> Exercise directions: Do not include the pictures; repeat the rest of the data exactly.

■ ■ ■ ■ ■ ■ ■

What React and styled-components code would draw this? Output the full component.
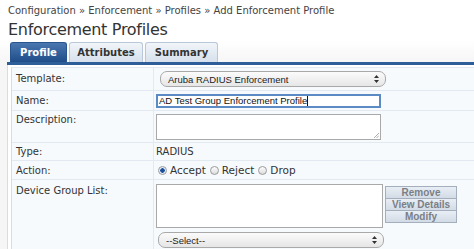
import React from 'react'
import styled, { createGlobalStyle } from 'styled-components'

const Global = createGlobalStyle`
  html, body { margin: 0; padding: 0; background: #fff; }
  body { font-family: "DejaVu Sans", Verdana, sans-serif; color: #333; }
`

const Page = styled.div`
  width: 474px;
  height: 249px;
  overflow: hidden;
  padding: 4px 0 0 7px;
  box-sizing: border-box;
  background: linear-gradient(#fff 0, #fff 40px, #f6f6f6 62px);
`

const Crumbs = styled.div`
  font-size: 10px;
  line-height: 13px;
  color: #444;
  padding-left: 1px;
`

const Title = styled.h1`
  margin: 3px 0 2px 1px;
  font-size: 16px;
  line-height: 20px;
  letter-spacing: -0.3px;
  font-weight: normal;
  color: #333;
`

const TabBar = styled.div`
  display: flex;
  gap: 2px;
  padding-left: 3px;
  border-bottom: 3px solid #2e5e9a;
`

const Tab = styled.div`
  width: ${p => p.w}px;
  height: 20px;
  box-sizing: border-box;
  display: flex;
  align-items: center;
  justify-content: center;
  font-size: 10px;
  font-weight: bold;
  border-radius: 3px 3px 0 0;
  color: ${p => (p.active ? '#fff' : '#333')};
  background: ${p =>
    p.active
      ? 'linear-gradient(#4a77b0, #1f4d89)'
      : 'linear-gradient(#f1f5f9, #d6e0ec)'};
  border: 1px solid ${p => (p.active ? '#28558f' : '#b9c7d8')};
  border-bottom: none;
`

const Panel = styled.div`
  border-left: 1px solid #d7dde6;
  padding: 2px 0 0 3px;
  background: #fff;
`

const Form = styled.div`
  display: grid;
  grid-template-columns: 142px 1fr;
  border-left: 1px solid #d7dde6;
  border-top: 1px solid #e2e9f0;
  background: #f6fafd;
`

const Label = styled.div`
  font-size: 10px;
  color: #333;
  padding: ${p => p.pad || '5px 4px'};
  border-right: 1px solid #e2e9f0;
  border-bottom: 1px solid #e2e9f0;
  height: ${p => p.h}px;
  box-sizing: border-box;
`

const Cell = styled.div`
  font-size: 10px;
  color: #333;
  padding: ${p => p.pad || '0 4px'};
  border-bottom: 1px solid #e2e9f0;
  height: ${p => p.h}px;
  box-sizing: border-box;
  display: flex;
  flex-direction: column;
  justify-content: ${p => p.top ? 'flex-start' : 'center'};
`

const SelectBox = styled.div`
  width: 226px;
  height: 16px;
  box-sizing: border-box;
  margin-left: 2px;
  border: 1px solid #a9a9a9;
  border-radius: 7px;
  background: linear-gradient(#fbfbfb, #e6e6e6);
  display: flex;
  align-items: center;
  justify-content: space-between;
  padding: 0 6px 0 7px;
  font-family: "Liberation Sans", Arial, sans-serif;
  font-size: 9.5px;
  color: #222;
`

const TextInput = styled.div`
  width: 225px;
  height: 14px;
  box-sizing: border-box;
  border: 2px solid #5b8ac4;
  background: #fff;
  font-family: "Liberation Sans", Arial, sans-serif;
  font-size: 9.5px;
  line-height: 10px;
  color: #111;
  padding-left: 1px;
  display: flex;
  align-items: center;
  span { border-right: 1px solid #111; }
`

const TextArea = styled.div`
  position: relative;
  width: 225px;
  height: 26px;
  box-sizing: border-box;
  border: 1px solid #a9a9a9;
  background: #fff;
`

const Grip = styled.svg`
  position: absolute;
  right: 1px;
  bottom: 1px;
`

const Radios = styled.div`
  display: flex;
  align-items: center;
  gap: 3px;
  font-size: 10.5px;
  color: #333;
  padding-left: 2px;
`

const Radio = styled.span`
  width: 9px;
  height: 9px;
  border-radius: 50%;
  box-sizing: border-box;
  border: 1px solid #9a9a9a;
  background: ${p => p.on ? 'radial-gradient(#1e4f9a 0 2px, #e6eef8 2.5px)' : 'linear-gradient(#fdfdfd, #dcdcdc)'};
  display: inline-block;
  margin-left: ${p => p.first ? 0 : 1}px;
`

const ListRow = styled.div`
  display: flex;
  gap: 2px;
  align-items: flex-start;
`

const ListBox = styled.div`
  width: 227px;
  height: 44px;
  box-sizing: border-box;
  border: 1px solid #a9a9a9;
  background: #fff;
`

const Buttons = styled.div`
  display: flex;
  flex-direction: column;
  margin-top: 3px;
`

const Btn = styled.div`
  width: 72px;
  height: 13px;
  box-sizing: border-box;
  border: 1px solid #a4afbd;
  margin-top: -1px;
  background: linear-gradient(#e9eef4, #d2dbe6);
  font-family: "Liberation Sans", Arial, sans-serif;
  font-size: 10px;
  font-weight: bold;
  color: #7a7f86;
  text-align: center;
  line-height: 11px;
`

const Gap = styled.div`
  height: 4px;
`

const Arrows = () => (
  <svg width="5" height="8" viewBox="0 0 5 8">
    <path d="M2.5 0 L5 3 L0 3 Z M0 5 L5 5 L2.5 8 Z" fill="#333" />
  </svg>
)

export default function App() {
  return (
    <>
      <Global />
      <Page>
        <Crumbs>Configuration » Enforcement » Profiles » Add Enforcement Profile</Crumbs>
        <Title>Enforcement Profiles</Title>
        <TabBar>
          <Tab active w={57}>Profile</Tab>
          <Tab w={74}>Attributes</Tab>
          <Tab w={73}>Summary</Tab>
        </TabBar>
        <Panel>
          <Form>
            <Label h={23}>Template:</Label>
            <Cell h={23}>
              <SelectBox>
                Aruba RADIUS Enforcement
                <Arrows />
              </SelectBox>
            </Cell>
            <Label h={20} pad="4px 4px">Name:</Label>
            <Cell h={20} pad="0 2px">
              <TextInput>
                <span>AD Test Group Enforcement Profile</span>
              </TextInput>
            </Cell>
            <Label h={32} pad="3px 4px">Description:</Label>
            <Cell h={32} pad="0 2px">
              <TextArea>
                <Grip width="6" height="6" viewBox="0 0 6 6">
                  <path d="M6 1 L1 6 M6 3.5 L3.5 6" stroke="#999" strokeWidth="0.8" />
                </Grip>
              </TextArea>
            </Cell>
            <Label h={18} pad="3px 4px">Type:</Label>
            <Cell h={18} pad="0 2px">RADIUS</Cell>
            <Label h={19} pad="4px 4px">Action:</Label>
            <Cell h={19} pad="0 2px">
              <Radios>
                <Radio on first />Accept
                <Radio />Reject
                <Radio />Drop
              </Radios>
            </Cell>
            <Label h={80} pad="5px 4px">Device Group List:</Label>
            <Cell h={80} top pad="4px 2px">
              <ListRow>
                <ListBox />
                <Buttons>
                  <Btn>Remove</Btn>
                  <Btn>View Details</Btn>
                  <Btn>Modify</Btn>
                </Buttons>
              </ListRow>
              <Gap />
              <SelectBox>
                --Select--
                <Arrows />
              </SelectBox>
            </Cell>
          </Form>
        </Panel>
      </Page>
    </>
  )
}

■ ■ ■ ■ ■ ■ ■

> Response for this exercise:
What React and styled-components code would draw this? Output the full component.
import React from 'react'
import styled, { createGlobalStyle } from 'styled-components'

const Global = createGlobalStyle`
  html, body { margin: 0; padding: 0; background: #fff; }
  body { font-family: "DejaVu Sans", Verdana, sans-serif; color: #333; }
`

const Page = styled.div`
  width: 474px;
  height: 249px;
  overflow: hidden;
  padding: 4px 0 0 7px;
  box-sizing: border-box;
  background: linear-gradient(#fff 0, #fff 40px, #f6f6f6 62px);
`

const Crumbs = styled.div`
  font-size: 10px;
  line-height: 13px;
  color: #444;
  padding-left: 1px;
`

const Title = styled.h1`
  margin: 3px 0 2px 1px;
  font-size: 16px;
  line-height: 20px;
  letter-spacing: -0.3px;
  font-weight: normal;
  color: #333;
`

const TabBar = styled.div`
  display: flex;
  gap: 2px;
  padding-left: 3px;
  border-bottom: 3px solid #2e5e9a;
`

const Tab = styled.div`
  width: ${p => p.w}px;
  height: 20px;
  box-sizing: border-box;
  display: flex;
  align-items: center;
  justify-content: center;
  font-size: 10px;
  font-weight: bold;
  border-radius: 3px 3px 0 0;
  color: ${p => (p.active ? '#fff' : '#333')};
  background: ${p =>
    p.active
      ? 'linear-gradient(#4a77b0, #1f4d89)'
      : 'linear-gradient(#f1f5f9, #d6e0ec)'};
  border: 1px solid ${p => (p.active ? '#28558f' : '#b9c7d8')};
  border-bottom: none;
`

const Panel = styled.div`
  border-left: 1px solid #d7dde6;
  padding: 2px 0 0 3px;
  background: #fff;
`

const Form = styled.div`
  display: grid;
  grid-template-columns: 142px 1fr;
  border-left: 1px solid #d7dde6;
  border-top: 1px solid #e2e9f0;
  background: #f6fafd;
`

const Label = styled.div`
  font-size: 10px;
  color: #333;
  padding: ${p => p.pad || '5px 4px'};
  border-right: 1px solid #e2e9f0;
  border-bottom: 1px solid #e2e9f0;
  height: ${p => p.h}px;
  box-sizing: border-box;
`

const Cell = styled.div`
  font-size: 10px;
  color: #333;
  padding: ${p => p.pad || '0 4px'};
  border-bottom: 1px solid #e2e9f0;
  height: ${p => p.h}px;
  box-sizing: border-box;
  display: flex;
  flex-direction: column;
  justify-content: ${p => p.top ? 'flex-start' : 'center'};
`

const SelectBox = styled.div`
  width: 226px;
  height: 16px;
  box-sizing: border-box;
  margin-left: 2px;
  border: 1px solid #a9a9a9;
  border-radius: 7px;
  background: linear-gradient(#fbfbfb, #e6e6e6);
  display: flex;
  align-items: center;
  justify-content: space-between;
  padding: 0 6px 0 7px;
  font-family: "Liberation Sans", Arial, sans-serif;
  font-size: 9.5px;
  color: #222;
`

const TextInput = styled.div`
  width: 225px;
  height: 14px;
  box-sizing: border-box;
  border: 2px solid #5b8ac4;
  background: #fff;
  font-family: "Liberation Sans", Arial, sans-serif;
  font-size: 9.5px;
  line-height: 10px;
  color: #111;
  padding-left: 1px;
  display: flex;
  align-items: center;
  span { border-right: 1px solid #111; }
`

const TextArea = styled.div`
  position: relative;
  width: 225px;
  height: 26px;
  box-sizing: border-box;
  border: 1px solid #a9a9a9;
  background: #fff;
`

const Grip = styled.svg`
  position: absolute;
  right: 1px;
  bottom: 1px;
`

const Radios = styled.div`
  display: flex;
  align-items: center;
  gap: 3px;
  font-size: 10.5px;
  color: #333;
  padding-left: 2px;
`

const Radio = styled.span`
  width: 9px;
  height: 9px;
  border-radius: 50%;
  box-sizing: border-box;
  border: 1px solid #9a9a9a;
  background: ${p => p.on ? 'radial-gradient(#1e4f9a 0 2px, #e6eef8 2.5px)' : 'linear-gradient(#fdfdfd, #dcdcdc)'};
  display: inline-block;
  margin-left: ${p => p.first ? 0 : 1}px;
`

const ListRow = styled.div`
  display: flex;
  gap: 2px;
  align-items: flex-start;
`

const ListBox = styled.div`
  width: 227px;
  height: 44px;
  box-sizing: border-box;
  border: 1px solid #a9a9a9;
  background: #fff;
`

const Buttons = styled.div`
  display: flex;
  flex-direction: column;
  margin-top: 3px;
`

const Btn = styled.div`
  width: 72px;
  height: 13px;
  box-sizing: border-box;
  border: 1px solid #a4afbd;
  margin-top: -1px;
  background: linear-gradient(#e9eef4, #d2dbe6);
  font-family: "Liberation Sans", Arial, sans-serif;
  font-size: 10px;
  font-weight: bold;
  color: #7a7f86;
  text-align: center;
  line-height: 11px;
`

const Gap = styled.div`
  height: 4px;
`

const Arrows = () => (
  <svg width="5" height="8" viewBox="0 0 5 8">
    <path d="M2.5 0 L5 3 L0 3 Z M0 5 L5 5 L2.5 8 Z" fill="#333" />
  </svg>
)

export default function App() {
  return (
    <>
      <Global />
      <Page>
        <Crumbs>Configuration » Enforcement » Profiles » Add Enforcement Profile</Crumbs>
        <Title>Enforcement Profiles</Title>
        <TabBar>
          <Tab active w={57}>Profile</Tab>
          <Tab w={74}>Attributes</Tab>
          <Tab w={73}>Summary</Tab>
        </TabBar>
        <Panel>
          <Form>
            <Label h={23}>Template:</Label>
            <Cell h={23}>
              <SelectBox>
                Aruba RADIUS Enforcement
                <Arrows />
              </SelectBox>
            </Cell>
            <Label h={20} pad="4px 4px">Name:</Label>
            <Cell h={20} pad="0 2px">
              <TextInput>
                <span>AD Test Group Enforcement Profile</span>
              </TextInput>
            </Cell>
            <Label h={32} pad="3px 4px">Description:</Label>
            <Cell h={32} pad="0 2px">
              <TextArea>
                <Grip width="6" height="6" viewBox="0 0 6 6">
                  <path d="M6 1 L1 6 M6 3.5 L3.5 6" stroke="#999" strokeWidth="0.8" />
                </Grip>
              </TextArea>
            </Cell>
            <Label h={18} pad="3px 4px">Type:</Label>
            <Cell h={18} pad="0 2px">RADIUS</Cell>
            <Label h={19} pad="4px 4px">Action:</Label>
            <Cell h={19} pad="0 2px">
              <Radios>
                <Radio on first />Accept
                <Radio />Reject
                <Radio />Drop
              </Radios>
            </Cell>
            <Label h={80} pad="5px 4px">Device Group List:</Label>
            <Cell h={80} top pad="4px 2px">
              <ListRow>
                <ListBox />
                <Buttons>
                  <Btn>Remove</Btn>
                  <Btn>View Details</Btn>
                  <Btn>Modify</Btn>
                </Buttons>
              </ListRow>
              <Gap />
              <SelectBox>
                --Select--
                <Arrows />
              </SelectBox>
            </Cell>
          </Form>
        </Panel>
      </Page>
    </>
  )
}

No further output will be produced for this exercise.